Op grond van het tweede lid van genoemd artikel heeft de officier van justitie gevorderd dat om redenen van goede rechtsbedeling dient te worden afgezien van bedoelde weigeringsgrond.
Zij heeft daartoe de volgende argumenten aangevoerd:
Enerzijds beschikt de opgeëiste persoon over de Nederlandse nationaliteit en heeft hij zijn woonplaats in Nederland.

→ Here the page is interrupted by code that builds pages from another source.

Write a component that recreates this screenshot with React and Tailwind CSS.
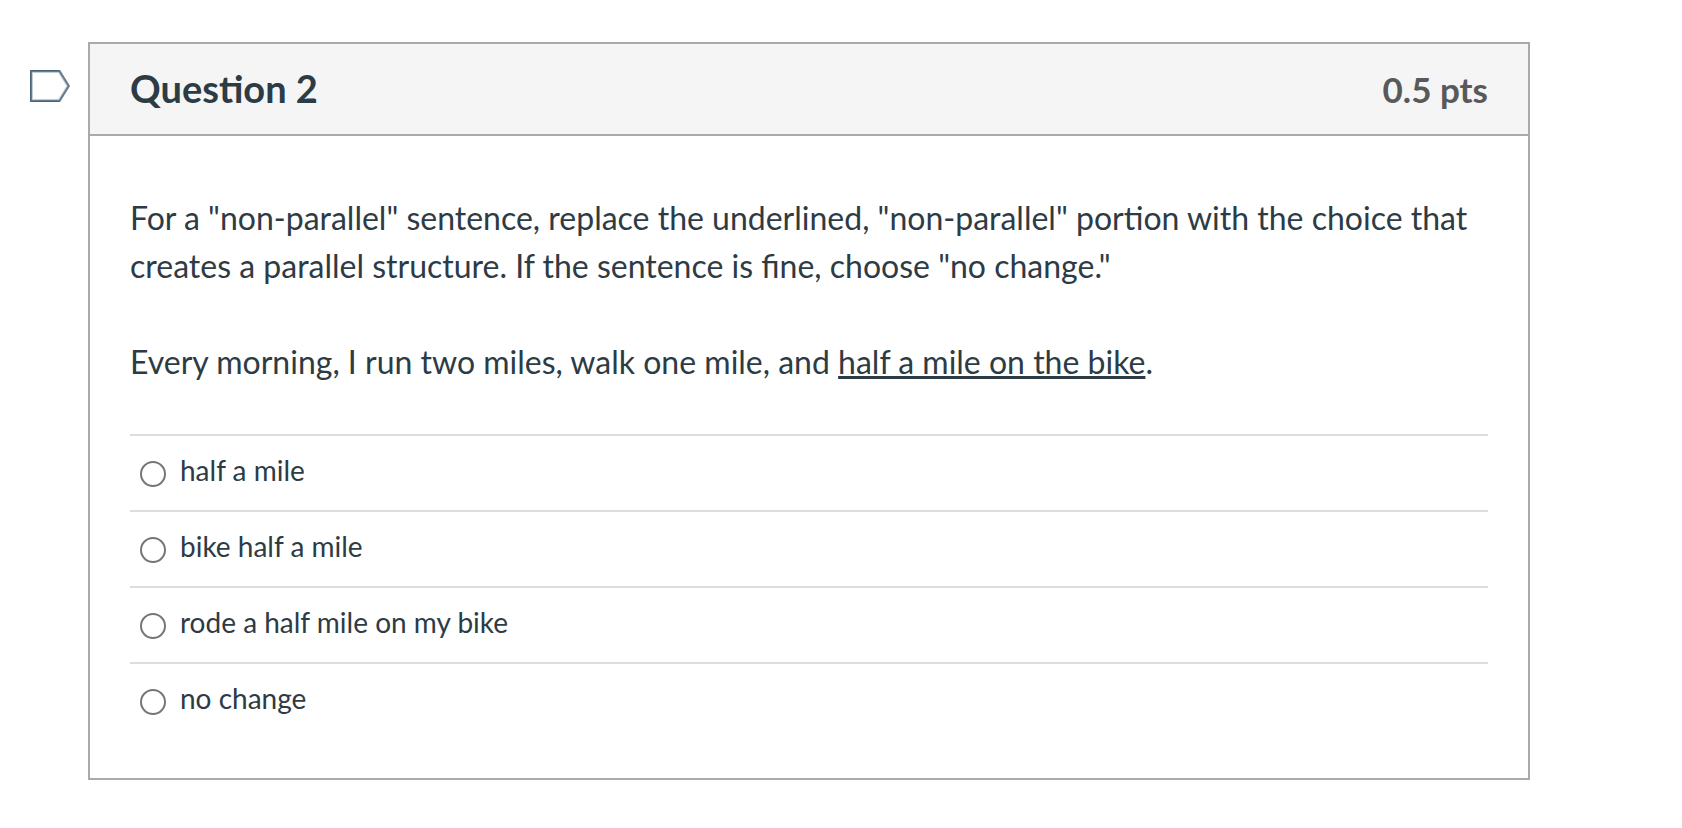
import { useState } from "react";

const CHOICES = [
    "half a mile",
    "bike half a mile",
    "rode a half mile on my bike",
    "no change"
];

function FlagButton() {
    return (
        <button type="button" aria-label="Flag question" className="mt-[70px] h-8 w-10 shrink-0">
            <svg viewBox="0 0 40 32" className="h-8 w-10" fill="none">
                <path d="M1.5 1.5H29.2L38.2 16L29.2 30.5H1.5Z" fill="#fff" stroke="#c3ccd4" strokeWidth="3" />
                <path d="M1 1H29.5L38.8 16L29.5 31H1Z" stroke="#667d90" strokeWidth="2" />
                <path d="M29.5 0.5H0.5V31.5H29.5" stroke="#4a6377" />
            </svg>
        </button>
    );
}

export default function App() {
    const [selected, setSelected] = useState("");

    return (
        <main className="flex items-start gap-[18px] bg-white pr-[152px] pb-12 pl-[30px] font-['Lato',sans-serif] text-[#2d3b45]">
            <FlagButton />

            <section className="mt-[42px] flex-1 border-2 border-[#aaaaaa]">
                {/* HEADER */}
                <header className="flex items-baseline justify-between border-b-2 border-[#aaaaaa] bg-[#f5f5f5] px-10 pt-[14px] pb-4">
                    <h1 className="text-[38px] leading-[60px] font-bold">Question 2</h1>
                    <span className="text-[35px] leading-none font-bold text-[#595959]">0.5 pts</span>
                </header>

                {/* QUESTION */}
                <div className="px-10 pt-[58px] pb-10">
                    <div className="space-y-12 text-[32px] leading-[48px]">
                        <p>
                            For a "non-parallel" sentence, replace the underlined, "non-parallel" portion
                            with the choice that creates a parallel structure. If the sentence is fine,
                            choose "no change."
                        </p>
                        <p>
                            Every morning, I run two miles, walk one mile, and{" "}
                            <span className="underline decoration-[3px]">half a mile on the bike</span>.
                        </p>
                    </div>

                    {/* ANSWERS */}
                    <fieldset aria-label="Answers" className="mt-12">
                        {CHOICES.map((choice) => (
                            <label
                                key={choice}
                                className="flex h-[76px] items-center gap-[14px] border-t-2 border-[#dddddd] pb-1.5 pl-[10px] text-[28px]"
                            >
                                <input
                                    type="radio"
                                    name="answer"
                                    value={choice}
                                    checked={selected === choice}
                                    onChange={() => setSelected(choice)}
                                    className="mt-2 size-[26px] appearance-none rounded-full border-2 border-[#767676] bg-white checked:border-8 checked:border-blue-600"
                                />
                                {choice}
                            </label>
                        ))}
                    </fieldset>
                </div>
            </section>
        </main>
    );
}
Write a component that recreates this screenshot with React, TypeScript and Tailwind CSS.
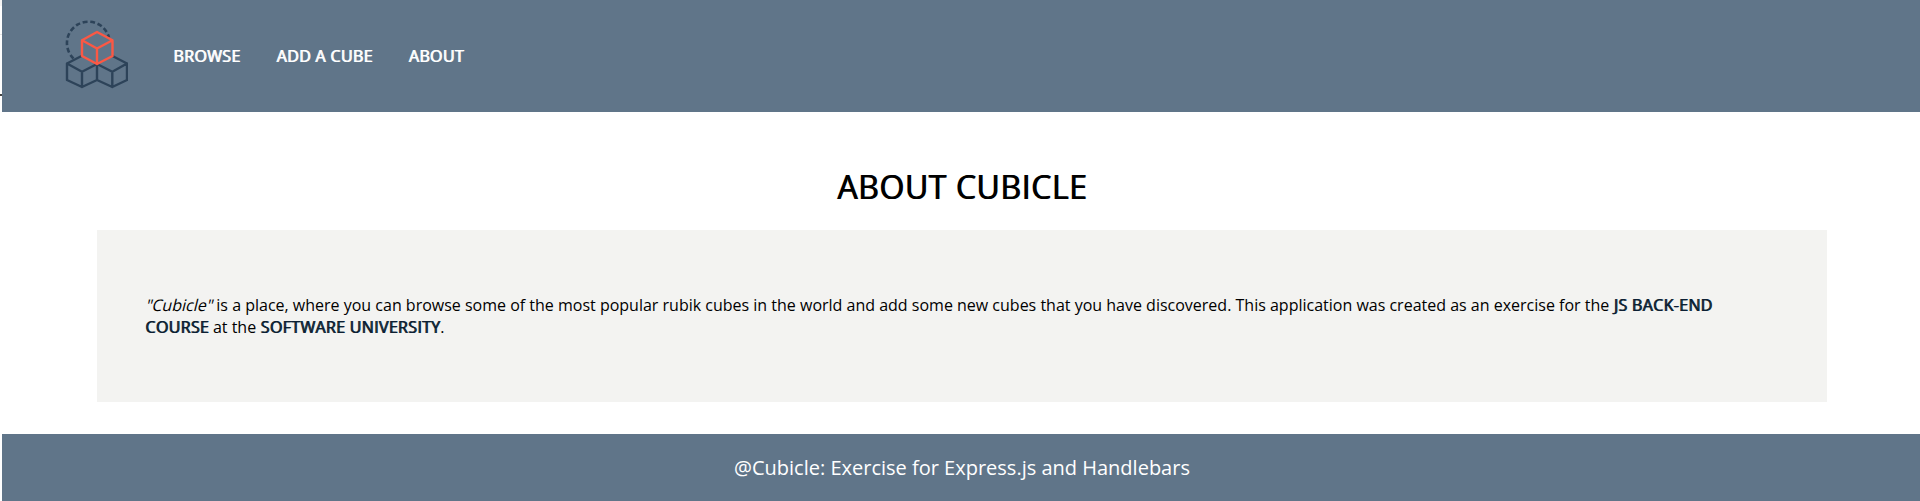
import React from "react";

function Logo() {
  return (
    <svg className="-mt-1" width="64" height="70" viewBox="64 19 64 70" fill="none" strokeWidth="2.4" strokeLinejoin="round" strokeLinecap="round">
      <g stroke="#2d4359">
        <path d="M73.500 58.500A21.400 21.400 0 1 1 109 37.500" strokeWidth="2.600" strokeDasharray="4.800 2.700" strokeLinecap="butt" />
        <path d="M81.500 56L67 63.500V80L82 87L97 80L112.300 87L127 80V63.500L112.500 56M67 63.500L82 71.700L97 64L112.300 71.700L127 63.500M82 71.700V87M97 64V80M112.300 71.700V87" />
      </g>
      <path stroke="#fb5844" d="M97 32L112.500 40.200V56L97 64L82 56V40.200ZM82 40.200L97 48.500L112.500 40.200M97 48.500V64" />
    </svg>
  );
}

function Strong({ children }: { children: React.ReactNode }) {
  return <strong className="font-normal tracking-[0.33px] text-[#0c1f33] [text-shadow:1px_0_0_#0c1f33]">{children}</strong>;
}

const links = ["BROWSE", "ADD A CUBE", "ABOUT"];

export default function App() {
  return (
    <div className="flex h-[501px] bg-white font-['Open_Sans',sans-serif] text-base leading-[22px] text-black">
      <div className="flex w-[2px] shrink-0 flex-col">
        <div className="h-1.5 bg-[#f5f5f5]" />
        <div className="mt-7 h-px bg-[#e5e5e5]" />
        <div className="mt-[59px] h-[2px] bg-[#444444]" />
      </div>
      <div className="flex min-w-0 flex-1 flex-col">
        <header className="flex h-28 items-center bg-[#607589] pl-[62px]">
          <Logo />
          <nav className="ml-[45px] flex gap-9 text-white">
            {links.map((label) => (
              <a key={label} className="tracking-[0.35px] [text-shadow:1px_0_0_#fff]">{label}</a>
            ))}
          </nav>
        </header>
        <main className="flex flex-1 flex-col px-[95px] pr-[93px]">
          <h1 className="pt-[53px] text-center text-[32px] leading-[44px] tracking-[0.56px] [text-shadow:1px_0_0_#000]">ABOUT CUBICLE</h1>
          <section className="mt-[21px] h-[172px] bg-[#f3f3f1] pr-16 pl-12 pt-16">
            <p>
              <em className="inline-block origin-[50%_75%] -skew-x-[14deg] not-italic">"Cubicle"</em> is a place, where you can browse some of the most popular rubik cubes in the world and
              add some new cubes that you have discovered. This application was created as an exercise for the{" "}
              <Strong>JS BACK-END COURSE</Strong> at the <Strong>SOFTWARE UNIVERSITY</Strong>.
            </p>
          </section>
        </main>
        <footer className="flex h-[67px] items-center justify-center bg-[#607589] pl-0.5 text-xl text-white">
          <p>@Cubicle: Exercise for Express.js and Handlebars</p>
        </footer>
      </div>
    </div>
  );
}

Anderzijds blijkt uit dit EAB en de daarop betrekking hebbende stukken dat om redenen van een goede rechtsbedeling dient te worden afgezien van de weigeringsgrond als bedoeld in artikel 13 lid 1 van de OLW, gelet op het feit dat:
- de opgeëiste persoon recht heeft op een dubbelde terugkeergarantie;
- slechts een deel waarvoor overlevering wordt verzocht op Nederlands grondgebied is gepleegd, te weten het geven van de opdracht en/of levering van de drugs;
- uit de stukken niet blijkt dat de overige feiten (gedeeltelijk) op Nederlands grondgebied zouden zijn gepleegd;
- de opsporing en vervolging van het strafbare feit in Duitsland is aangevangen;
- de medeverdachte is veroordeeld in Duitsland;
- in Duitsland de bewijsmiddelen - onder meer in de vorm van inbeslaggenomen drugs - voorhanden zijn;
- de inbeslaggenomen verdovende middelen waarschijnlijk bestemd waren voor de Duitse markt, hetgeen eveneens een argument vormt voor de conclusie dat het zwaartepunt van de schending van de rechtsorde vanwege de schadelijke gevolgen van het strafbare feit vooral buiten Nederland ligt.
Het voorgaande brengt naar de mening van de officier van justitie met zich dat op grond van de goede rechtsbedeling overlevering aan de Duitse autoriteiten de voorkeur geniet boven de eventuele overname van de strafzaak door Nederland.
De raadsman heeft aangevoerd dat, nu de Duitse officier van justitie in het bezit blijkt te zijn van print- en tapsverslagen betreffende de mobiele telefoon van zijn cliënt, er kennelijk door de Nederlandse justitie gegevens moeten zijn opgevraagd bij Nederlandse telecom providers. Aldus is er ook in Nederland bewijsmateriaal aanwezig. Bovendien blijkt uit het EAB dat het de bedoeling was dat zijn cliënt de verdovende middelen weer terug in Nederland zou ontvangen, zodat veeleer de Nederlandse en niet de Duitse rechtsorde is verstoord.
Alles afwegend, is de rechtbank van oordeel dat, gezien de door de officier van justitie aangevoerde gronden, zij in redelijkheid tot deze vordering heeft kunnen komen. Er dient dan ook te worden afgezien van de in artikel 13 OLW bedoelde weigeringsgrond.
8. Slotsom
Nu ten aanzien van het feit waarvoor de overlevering wordt gevraagd is vastgesteld dat aan alle eisen is voldaan die de OLW daaraan stelt, dient de overlevering te worden toegestaan.
9. Toepasselijke wetsartikelen
artikel 47 van het Wetboek van Strafrecht;
de artikelen 2 en 10 van de Opiumwet;
de artikelen 2, 5, 6, 7 en 13 van de OLW.
10. Beslissing
STAAT TOE de overlevering van [opgeëiste persoon] aan de hoofdofficier van justitie (Oberstaatsanwalt) bij de Staatsanwaltschaft Aachen, Bondsrepubliek Duitsland, ten behoeve van het in de Bondsrepubliek Duitsland tegen hem gerichte strafrechtelijke onderzoek naar het feit waarvoor zijn overlevering wordt verzocht.
Aldus gedaan door
mr. E.D. Bonga-Sigmond, voorzit-ter,
mrs. P.B. Martens en A.I. van der Kris, rech-ters,
in tegenwoordigheid van B. de Hoogh, grif-fier,
en uitgesproken ter openbare zitting van 18 augustus 2006.
Ingevolge artikel 29, tweede lid, van de OLW staat tegen deze uitspraak geen gewoon rechtsmiddel open.